The best energy versus number of points is shown in Harmonic Well: BestE vs Points. Note that for small numbers of points, the odd numbers are favored. After a while, though, the best energy is again polynomial in the number of points.

The two level well is a sine wave from 0 to 5 and a decaying exponential from 5 to 10. They meet at x=5 with matching slopes. Solving this constraint involves a transcendental equation, so the energy can't be computed analytically. A numerical solution is shown in Two Level Well for 10 knots. The most notable feature is that the step is not fit very well by a cubic bspline with 10 knots. It does demonstrate that the least squares curve fitting is working.

Conclusions

Cubic Bsplines are an excellent basis to find quantum ground states. The locality and polynomial form of the wavefunction and potential function make evaluating the energy or its gradient a simple linear time operation, without the need for approximate numerical integration. The convergence time is O(N^2), where N is the number of independent variables.

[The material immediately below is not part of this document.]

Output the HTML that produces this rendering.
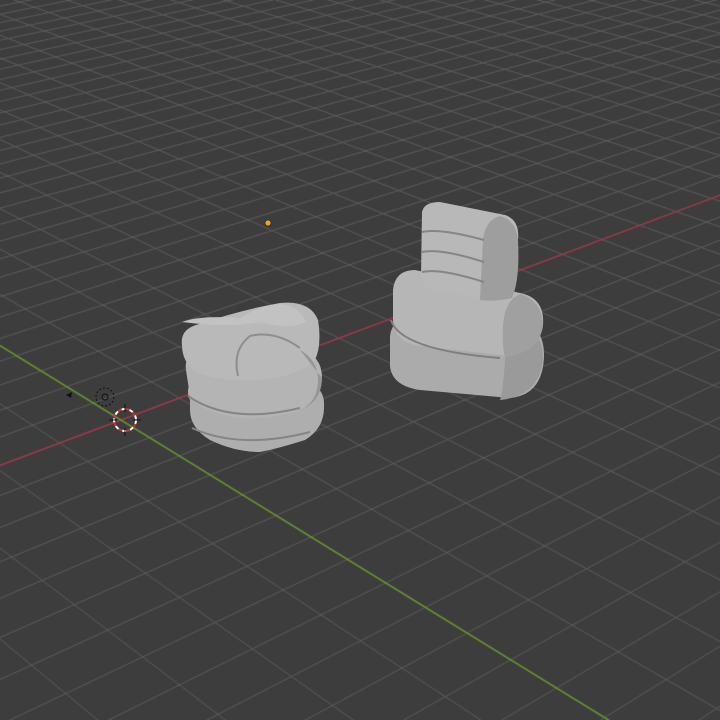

The next step is the extend the program to 3 dimensions and many particles. The wavefunction exists in 3P dimensional space, where P is the number of particles. It can be represented as a 3P dimensional cubic tensor product B-spline surface. The potential is 3 dimensional. The Pauli exclusion principle requires that the wavefunction be antisymmetric under the exchange of two particles coordinates. This reduces the interesting domain by P!. Making the deBoor points antisymmetric will guarantee that the function is too. Aside from these small changes, the algorithm will still work.

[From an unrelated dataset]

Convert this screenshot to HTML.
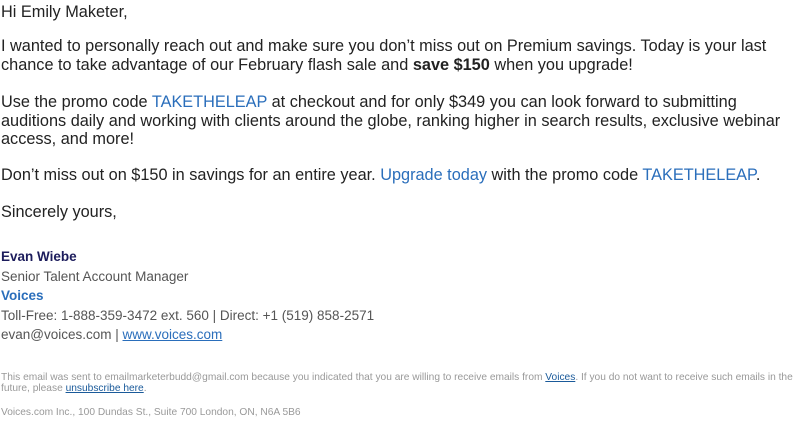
<!DOCTYPE html>
<html><head><style>
body{margin:0;background:#fff;font-family:"Liberation Sans",Arial,sans-serif;color:#222;}
.m{position:absolute;left:1px;font-size:16.3px;line-height:18.5px;white-space:nowrap;}
a{color:#2a6ebb;text-decoration:none;}
.s{position:absolute;left:1px;font-size:13.5px;line-height:19.6px;color:#555;}
.f{position:absolute;left:1px;font-size:10.2px;line-height:11px;color:#999;white-space:nowrap;}
.f a{color:#1a5a9a;text-decoration:underline;}
</style></head><body>
<div class="m" style="top:3px">Hi Emily Maketer,</div>
<div class="m" style="top:37px">I wanted to personally reach out and make sure you don’t miss out on Premium savings. Today is your last<br>chance to take advantage of our February flash sale and <b>save $150</b> when you upgrade!</div>
<div class="m" style="top:93px">Use the promo code <a>TAKETHELEAP</a> at checkout and for only $349 you can look forward to submitting<br>auditions daily and working with clients around the globe, ranking higher in search results, exclusive webinar<br>access, and more!</div>
<div class="m" style="top:166px">Don’t miss out on $150 in savings for an entire year. <a>Upgrade today</a> with the promo code <a>TAKETHELEAP</a>.</div>
<div class="m" style="top:203px">Sincerely yours,</div>
<div class="s" style="top:247px"><b style="color:#1c1c5c">Evan Wiebe</b><br>Senior Talent Account Manager<br><b style="color:#2a6ebb">Voices</b><br>Toll-Free: 1-888-359-3472 ext. 560 | Direct: +1 (519) 858-2571<br>evan@voices.com | <a style="text-decoration:underline">www.voices.com</a></div>
<div class="f" style="top:372px">This email was sent to emailmarketerbudd@gmail.com because you indicated that you are willing to receive emails from <a>Voices</a>. If you do not want to receive such emails in the<br>future, please <a>unsubscribe here</a>.</div>
<div class="f" style="top:407px">Voices.com Inc., 100 Dundas St., Suite 700 London, ON, N6A 5B6</div>
</body></html>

Another possible improvement might be to convert to a piecewise cubic wavelet basis. This might improve the order of convergence. However, the wavefunction already has long distance information transfer via the normalization. The condition number of the problem is probably very good already. More significantly, an adaptive refinement algorithm would be a major improvement, especially over 3P dimensional space.